Die „Gemeinschaft Johannes XXIII.“, die das Haus unterhält, versucht die Italiener mit einer Kampagne für die Leiden der Zwangsprostituierten zu sensibilisieren. Die Kampagne trägt den Titel „Das ist mein Leib“. „Wir haben sie absichtlich so genannt. Die Kampagne soll sagen: Es ist Zeit, die Nachfrage zu stoppen, indem man sich an das nordische Modell hält [das die Kunden von Prostituierten bestraft], das funktioniert und das dafür sorgt, dass diese große Nachfrage auf diesem furchtbaren Markt entmutigt wird. Das ist die einzige Art und Weise, um auch diese schreckliche Macho-Mentalität zu ändern, die davon ausgeht, dass man einen Menschen kaufen könnte.“


Im Laufe des Heiligen Jahres der Barmherzigkeit besucht der Papst jeweils an einem Freitag im Monat besondere Einrichtungen.
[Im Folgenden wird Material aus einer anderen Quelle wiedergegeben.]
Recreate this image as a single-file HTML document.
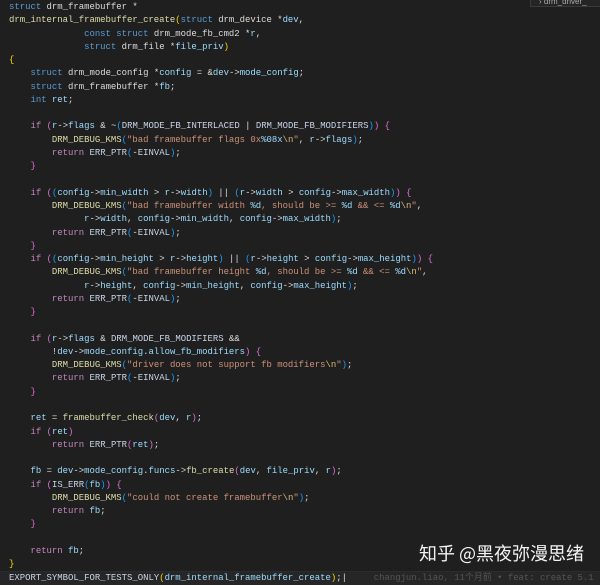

Im Januar war er in einem Pflegeheim, im Februar besuchte er eine Gemeinschaft in Castelgandolfo, die sich um Drogenabhängige kümmert. Es folgte im März eine Visite in einem Flüchtlingszentrum, im Mai war ein Treffen mit psychisch Kranken in Ciampino dran, und im Juli war er auf seiner Polen-Reise in Auschwitz und anschließend in einer Kinderklinik in Krakau zu Besuch.